La fontana delle 99 Cannelle, situata nel Borgo Rivera, una delle zone più antiche del centro storico, è costituita da novantatré mascheroni in pietra e sei cannelle singole: secondo la tradizione, le cannelle rappresenterebbero i novantanove castelli del circondario che, nel XIII secolo, parteciparono alla fondazione de L’Aquila.

Storia della fontana delle 99 cannelle

La storia della fontana delle 99 Cannelle non è di semplice interpretazione. Fu probabilmente eretta su progetto dell’architetto Tancredi da Pentima nel 1272. Quel che è certo è che la zona oggi detta della Rivera, corrispondente a un antico castello denominato Acquili, dal quale deriva il nome della città, costituiva all’epoca della fondazione un’area strategica per quanto riguarda l’abbondanza di acqua e le numerose attività artigianali che vi si erano insediate.

“…La fontana era il più necessario degli utensili civici. Da quell’aves, di certo, venne la scelta del luogo e, forse, prima che da ogni ragione araldica, il nome della città: poiché la polla era nota nei secoli e le acquicce che ne discendevano al fiume eran dette, in latino, Aculae o Aquiliae” (Carlo Emilio Gadda 1934).

In seguito al terremoto del 2009 la fontana ha riportato lievi danni, soprattutto per quanto riguarda il fronte destro che si poggia sul perimetro murario della città. Dopo il restauro, è stata riaperta al pubblico il 16 dicembre 2010.

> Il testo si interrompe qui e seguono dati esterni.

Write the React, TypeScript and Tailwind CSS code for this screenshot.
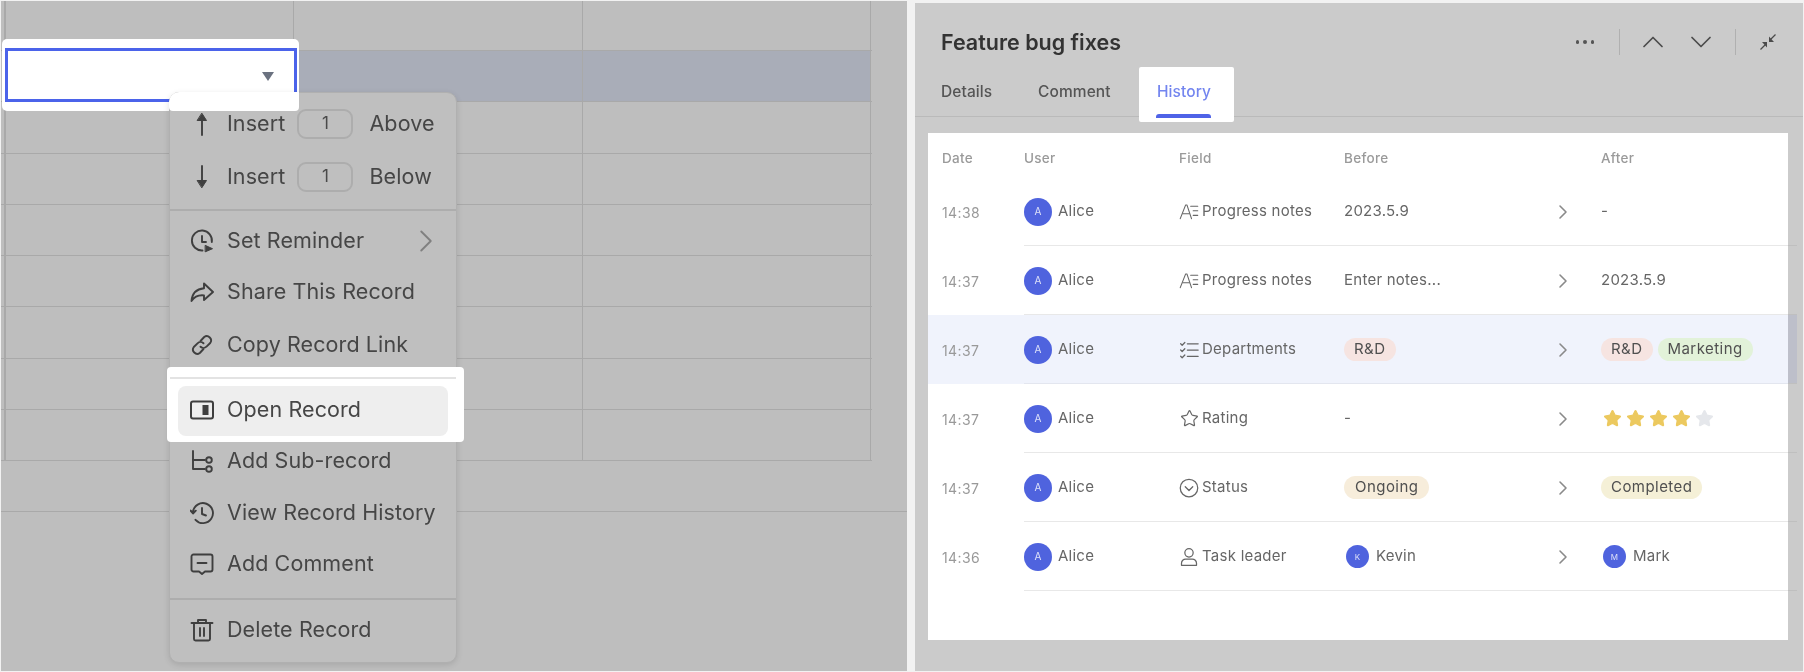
// App.tsx
import type { ReactNode } from "react";
import { ChevronDown, ChevronRight, ChevronUp, Star } from "lucide-react";

const ROWS = [0, 1, 2, 3, 4, 5, 6, 7, 8];

function IconBox({ children, size = 24 }: { children: ReactNode; size?: number }) {
  return (
    <svg width={size} height={size} viewBox="0 0 24 24" fill="none" stroke="currentColor" strokeWidth="1.9" strokeLinecap="round" strokeLinejoin="round" className="shrink-0">
      {children}
    </svg>
  );
}

const ArrowUpIcon = () => (
  <IconBox>
    <path d="M12 8v15" />
    <path d="M12 1.500l4.500 7h-9z" fill="currentColor" strokeWidth="1" />
  </IconBox>
);
const ArrowDownIcon = () => (
  <IconBox>
    <path d="M12 1v15" />
    <path d="M12 22.500l4.500-7h-9z" fill="currentColor" strokeWidth="1" />
  </IconBox>
);
const ReminderIcon = () => (
  <IconBox>
    <path d="M12.500 21.500A10 10 0 1 1 21.800 13" />
    <path d="M12 7v6h4" />
    <path d="M15.500 16.500l7 3.200-7 3z" fill="currentColor" strokeWidth="1" />
  </IconBox>
);
const ShareIcon = () => (
  <IconBox>
    <path d="M14 3.500l9 8.500-9 8v-4.600c-5.500-.6-9.500 1-12.500 5.600.5-7 4.500-12 12.500-12.800z" />
  </IconBox>
);
const LinkIcon = () => (
  <IconBox>
    <path d="M10.500 8l3.700-4a4.300 4.300 0 0 1 6 6l-3.700 3.700a4.300 4.300 0 0 1-6 0" />
    <path d="M13.500 16l-3.700 4a4.300 4.300 0 0 1-6-6l3.700-3.700a4.300 4.300 0 0 1 6 0" />
  </IconBox>
);
const OpenIcon = () => (
  <IconBox>
    <rect x="1" y="3.500" width="22" height="17" rx="2" strokeWidth="2" />
    <rect x="12.500" y="7" width="6" height="10" fill="currentColor" stroke="none" />
  </IconBox>
);
const SubRecordIcon = () => (
  <IconBox>
    <path d="M3 2v18h12" />
    <path d="M3 11h12" />
    <circle cx="19" cy="11" r="2.800" />
    <circle cx="19" cy="20" r="2.800" />
  </IconBox>
);
const HistoryIcon = () => (
  <IconBox>
    <path d="M3 11a10 10 0 1 1 2.500 7.800" />
    <path d="M.5 9.500l2.500 3 2.800-2.800" fill="currentColor" />
    <path d="M12 7v6l4 1.500" />
  </IconBox>
);
const CommentIcon = () => (
  <IconBox>
    <path d="M3.500 2.500h17a2 2 0 0 1 2 2v13a2 2 0 0 1-2 2H15l-3 2.500-3-2.500H3.500a2 2 0 0 1-2-2v-13a2 2 0 0 1 2-2z" />
    <path d="M7.500 11h9" />
  </IconBox>
);
const TrashIcon = () => (
  <IconBox>
    <path d="M1.500 5h21" />
    <path d="M8 5V2h8v3" />
    <path d="M4 5v16a1.500 1.500 0 0 0 1.500 1.500h13A1.500 1.500 0 0 0 20 21V5" />
    <path d="M10 10v8M14 10v8" />
  </IconBox>
);

const NotesIcon = () => (
  <IconBox size={20}>
    <g strokeWidth="1.300">
      <path d="M1.500 20L8 3.500h1.500L15 20" />
      <path d="M4.500 14h8" />
      <path d="M14 5h8.500M17 10.500h5.500M17 16h5.500" />
    </g>
  </IconBox>
);
const DepartmentsIcon = () => (
  <IconBox size={20}>
    <g strokeWidth="1.500">
      <path d="M10 4.500h13M10 12h13M10 19.500h13" />
      <path d="M2 4.500l1.800 1.800L7 3M2 12l1.800 1.800L7 10.500M2 19.500l1.800 1.800L7 18" />
    </g>
  </IconBox>
);
const StatusIcon = () => (
  <IconBox size={20}>
    <g strokeWidth="1.500">
      <circle cx="12" cy="12" r="10.500" />
      <path d="M7.500 10.500l4.500 4.500 4.500-4.500" />
    </g>
  </IconBox>
);
const UserIcon = () => (
  <IconBox size={20}>
    <g strokeWidth="1.500">
      <circle cx="12" cy="7" r="5" />
      <path d="M3 22v-2.500a5 5 0 0 1 5-5h8a5 5 0 0 1 5 5V22z" />
    </g>
  </IconBox>
);
const RatingIcon = () => (
  <span className="flex w-[20px] shrink-0 justify-center">
    <Star size={19} strokeWidth={1.500} />
  </span>
);

const CollapseIcon = () => (
  <svg width="16" height="16" viewBox="0 0 16 16" fill="none" stroke="currentColor" strokeWidth="1.300" className="mx-[4px]">
    <path d="M15.500.5L10 6M.5 15.500L6 10" />
    <path d="M9 8V2.500L14 8zM7 8v5.500L2 8z" fill="currentColor" stroke="none" />
  </svg>
);

function MenuRow({ icon, children, className = "" }: { icon: ReactNode; children: ReactNode; className?: string }) {
  return (
    <div className={`flex items-center text-[21.500px] tracking-[0.1px] text-[#464646] ${className}`}>
      <span className="flex w-[57px] shrink-0 justify-center pl-[7px] text-[#3f3f3f]">{icon}</span>
      {children}
    </div>
  );
}

function CountBox() {
  return (
    <span className="ml-[12px] mr-[16px] flex h-[30px] w-[56px] items-center justify-center rounded-[9px] border-2 border-[#adadad] text-[17px] text-[#4a4a4a]">1</span>
  );
}

function Sheet() {
  return (
    <div className="flex flex-col">
      {ROWS.map((r) => (
        <div key={r} className={`grid w-[871px] grid-cols-[5px_288px_289px_288px] border-b border-[#a9a9a9] ${r === 0 ? "h-[50px]" : "h-[51.250px]"}`}>
          <div className="border-r-2 border-[#a9a9a9]" />
          <div className="border-r border-[#a9a9a9]" />
          <div className={`border-r border-[#a9a9a9] ${r === 1 ? "bg-[#a9adb8]" : ""}`} />
          <div className={`border-r border-[#a9a9a9] ${r === 1 ? "bg-[#a9adb8]" : ""}`} />
        </div>
      ))}
      <div className="h-[51px] w-full border-b border-[#a9a9a9]" />
    </div>
  );
}

function ContextMenu() {
  return (
    <div className="absolute left-[168px] top-[91px] z-20 flex h-[571px] w-[288px] flex-col rounded-[10px] border border-[#b0b0b0] bg-[#bfbfbf] pt-[5px] shadow-[0_2px_6px_rgba(0,0,0,0.12)]">
      <MenuRow icon={<ArrowUpIcon />} className="h-[51px]">
        <span>Insert</span>
        <CountBox />
        <span>Above</span>
      </MenuRow>
      <MenuRow icon={<ArrowDownIcon />} className="mt-[2px] h-[51px]">
        <span>Insert</span>
        <CountBox />
        <span>Below</span>
      </MenuRow>
      <div className="mt-[7px] h-[2px] bg-[#adadad]" />
      <MenuRow icon={<ReminderIcon />} className="mt-[4px] h-[51px]">
        <span>Set Reminder</span>
        <ChevronRight size={38} strokeWidth={1.200} className="ml-auto mr-[11px] text-[#808080]" />
      </MenuRow>
      <MenuRow icon={<ShareIcon />} className="h-[51px]">Share This Record</MenuRow>
      <MenuRow icon={<LinkIcon />} className="h-[50px] pt-[5px]">Copy Record Link</MenuRow>
      <div className="relative z-10 -ml-[3px] -mr-[8px] h-[75px] rounded-[4px] bg-white pl-[3px] pr-[8px] pt-[10px]">
        <div className="h-[2px] bg-[#e3e3e3]" />
        <div className="mx-[8px] mt-[7px] h-[50px] rounded-[8px] bg-[#eeeeee]">
          <MenuRow icon={<OpenIcon />} className="-ml-[8px] h-[50px] pb-[3px]">Open Record</MenuRow>
        </div>
      </div>
      <MenuRow icon={<SubRecordIcon />} className="-mt-[7px] h-[51px]">Add Sub-record</MenuRow>
      <MenuRow icon={<HistoryIcon />} className="mt-[1px] h-[51px]">View Record History</MenuRow>
      <MenuRow icon={<CommentIcon />} className="h-[51px]">Add Comment</MenuRow>
      <div className="mt-[9px] h-[2px] bg-[#adadad]" />
      <MenuRow icon={<TrashIcon />} className="mt-[4px] h-[51px]">Delete Record</MenuRow>
    </div>
  );
}

function LeftPane() {
  return (
    <div className="relative my-[1px] ml-[1px] w-[906px] shrink-0 bg-[#bebebe]">
      <Sheet />
      {/* spotlight round the active cell */}
      <div className="absolute left-[1px] top-[38px] h-[72px] w-[297px] rounded-[5px] bg-white" />
      <div className="absolute left-[4px] top-[47px] z-10 h-[54px] w-[292px] border-[3px] border-[#4b63ea]">
        <div className="absolute right-[20px] top-[21px] h-0 w-0 border-x-[6.500px] border-t-[9px] border-x-transparent border-t-[#6b7280]" />
      </div>
      <ContextMenu />
      <div className="absolute left-[168px] top-[91px] z-30 h-[19px] w-[130px] rounded-b-[4px] rounded-tl-[10px] bg-white" />
    </div>
  );
}

type Change = { time: string; fieldIcon: ReactNode; field: string; before: ReactNode; after: ReactNode; active?: boolean };

function Pill({ color, children }: { color: string; children: ReactNode }) {
  return <span className={`inline-flex h-[23px] items-center rounded-full px-[10px] text-[15px] tracking-[0.45px] text-[#505050] ${color}`}>{children}</span>;
}

function Avatar({ letter, size }: { letter: string; size: "lg" | "sm" }) {
  return (
    <span className={`flex shrink-0 items-center justify-center rounded-full bg-[#4f63de] text-white/80 ${size === "lg" ? "h-[28px] w-[28px] text-[10px]" : "h-[23px] w-[23px] text-[8px]"}`}>{letter}</span>
  );
}

function Person({ letter, name }: { letter: string; name: string }) {
  return (
    <div className="flex items-center gap-[7px] pl-[2px] text-[#666666]">
      <Avatar letter={letter} size="sm" />
      {name}
    </div>
  );
}

function Stars() {
  return (
    <div className="flex gap-[4px] pl-[2px]">
      {[0, 1, 2, 3, 4].map((i) => (
        <Star key={i} size={19} strokeWidth={1.600} className={i < 4 ? "fill-[#ecc95f] text-[#ecc95f]" : "fill-[#e5e7eb] text-[#e5e7eb]"} />
      ))}
    </div>
  );
}

const CHANGES: Change[] = [
  { time: "14:38", fieldIcon: <NotesIcon />, field: "Progress notes", before: "2023.5.9", after: "-" },
  { time: "14:37", fieldIcon: <NotesIcon />, field: "Progress notes", before: "Enter notes...", after: "2023.5.9" },
  {
    time: "14:37",
    fieldIcon: <DepartmentsIcon />,
    field: "Departments",
    before: <Pill color="bg-[#f6e4e1]">R&amp;D</Pill>,
    after: (
      <div className="flex gap-[5px]">
        <Pill color="bg-[#f6e4e1]">R&amp;D</Pill>
        <Pill color="bg-[#e2f2d9]">Marketing</Pill>
      </div>
    ),
    active: true,
  },
  { time: "14:37", fieldIcon: <RatingIcon />, field: "Rating", before: "-", after: <Stars /> },
  { time: "14:37", fieldIcon: <StatusIcon />, field: "Status", before: <Pill color="bg-[#f7eddb] pl-[11px] pr-[11px]">Ongoing</Pill>, after: <Pill color="bg-[#f5f0d7]">Completed</Pill> },
  { time: "14:36", fieldIcon: <UserIcon />, field: "Task leader", before: <Person letter="K" name="Kevin" />, after: <Person letter="M" name="Mark" /> },
];

function HistoryRow({ change }: { change: Change }) {
  return (
    <div className={`relative -mr-[9px] flex h-[69px] text-[15px] tracking-[0.25px] text-[#666666] ${change.active ? "bg-[#f0f3fc]" : ""}`}>
      <div className="flex w-[96px] shrink-0 items-center pl-[14px] pt-[1px] text-[14px] tracking-[0.4px] text-[#999999]">{change.time}</div>
      <div className={`grid flex-1 grid-cols-[155px_165px_215px_42px_1fr] items-center border-b pt-[1px] ${change.active ? "border-[#e3e6ef]" : "border-[#e8e8e8]"}`}>
        <div className="flex items-center gap-[6px]">
          <Avatar letter="A" size="lg" />
          Alice
        </div>
        <div className="flex items-center gap-[3px]">
          {change.fieldIcon}
          {change.field}
        </div>
        <div>{change.before}</div>
        <ChevronRight size={24} strokeWidth={1.600} className="-ml-[8px] text-[#8a8a8a]" />
        <div>{change.after}</div>
      </div>
      {/* row pokes past the white card into the dimmed panel */}
      <div className={`absolute right-0 top-0 h-full w-[9px] border-b border-[#bfbfbf] ${change.active ? "bg-[#bdbfca]" : "bg-[#cbcbcb]"}`} />
    </div>
  );
}

function RightPane() {
  return (
    <div className="ml-[8px] mt-[3px] flex h-[668px] w-[888px] shrink-0 flex-col bg-[#cbcbcb]">
      <div className="flex h-[64px] shrink-0 items-center justify-between pl-[26px] pr-[23px] pt-[14px]">
        <div className="text-[21.500px] font-semibold text-[#333333]">Feature bug fixes</div>
        <div className="flex items-center text-[#4b4b4b]">
          <span className="mr-[22px] flex w-[24px] justify-center gap-[4px]">
            <i className="h-[3.500px] w-[3.500px] rounded-full bg-[#555555]" />
            <i className="h-[3.500px] w-[3.500px] rounded-full bg-[#555555]" />
            <i className="h-[3.500px] w-[3.500px] rounded-full bg-[#555555]" />
          </span>
          <span className="mr-[21px] h-[26px] w-[1px] bg-[#b0b0b0]" />
          <ChevronUp size={36} strokeWidth={1.150} className="-ml-[6px] mr-[12px]" />
          <ChevronDown size={36} strokeWidth={1.150} className="mr-[16px]" />
          <span className="mr-[20px] h-[26px] w-[1px] bg-[#b0b0b0]" />
          <CollapseIcon />
        </div>
      </div>
      <div className="flex h-[50px] shrink-0 items-center border-b border-[#bababa] pl-[26px] text-[15.500px] font-medium tracking-[0.1px] text-[#555555]">
        <span className="w-[97px]">Details</span>
        <span className="w-[101px]">Comment</span>
        <div className="relative flex h-[55px] w-[95px] flex-col items-center self-start rounded-[2px] bg-white pr-[5px] text-[#7385ef]">
          <span className="flex h-[50px] items-center">History</span>
          <span className="absolute bottom-[4px] left-[17px] h-[4px] w-[55px] rounded-t-[3px] bg-[#4f63e7]" />
        </div>
      </div>
      <div className="ml-[13px] mt-[16px] h-[507px] w-[860px] bg-white">
        <div className="grid h-[44px] grid-cols-[82px_155px_165px_257px_1fr] items-center pl-[14px] pt-[6px] text-[13.500px] font-medium tracking-[0.3px] text-[#9a9a9a]">
          <span>Date</span>
          <span>User</span>
          <span>Field</span>
          <span>Before</span>
          <span>After</span>
        </div>
        {CHANGES.map((c, i) => (
          <HistoryRow key={i} change={c} />
        ))}
      </div>
    </div>
  );
}

export default function App() {
  return (
    <div className="flex h-[672px] w-[1804px] overflow-hidden bg-[#f2f2f2] font-['Inter',sans-serif] blur-[0.6px]">
      <LeftPane />
      <RightPane />
    </div>
  );
}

Descrizione della fontana delle 99 cannelle

La fontana delle 99 Cannelle è a pianta trapezoidale di notevole impatto prospettico, originariamente costituita da un elaborato sistema simbolico astrologico. Si sviluppa su tre fronti ed è posta ribassata rispetto alla sede stradale.

Il perimetro della fontana è caratterizzato dall’intreccio di masselli di pietra bianca e rosa tratta dalla vicina cava di Genzano di Sassa, presenti anche nella facciata della basilica di Santa Maria di Collemaggio e in altri monumenti della città. È costituita da cinque vasche poste su livelli differenti e leggermente sfalsati tra loro, sulla più alta delle quali viene immessa l’acqua tramite appositi mascheroni. Questa struttura era appositamente studiata per consentire il lavaggio del bucato che vi avvenne quotidianamente sino ai primi decenni del XX secolo.

I mascheroni sono tutti diversi fra loro ed intervallati da formelle rettangolari, novantatré delle quali contenenti un fiore in rilievo e un rosone. Queste ultime rappresenterebbero le piaghe del Cristo, mentre il rosone è a simboleggiare il ciclo della vita e quindi l’eternità.

Tra tutti i mascheroni, di particolare interesse è quello posto sull’angolo destro raffigurante un uomo con la testa di pesce che farebbe riferimento a una favola medievale nota come leggenda di Nicola Colapesce e quindi a  Federico II di Svevia, a cui si vorrebbe legata la fondazione della città.

Un altro mistero legato all’opera riguarda la sorgente di alimentazione, tenuta volontariamente segreta per evitare che un castello piuttosto che un altro ne rivendicasse la paternità, tanto da spingere a giustiziare il progettista affinché non la rivelasse a nessuno; secondo la leggenda le spoglie di Tancredi da Pentima sono tuttora poste al di sotto della pavimentazione della fontana.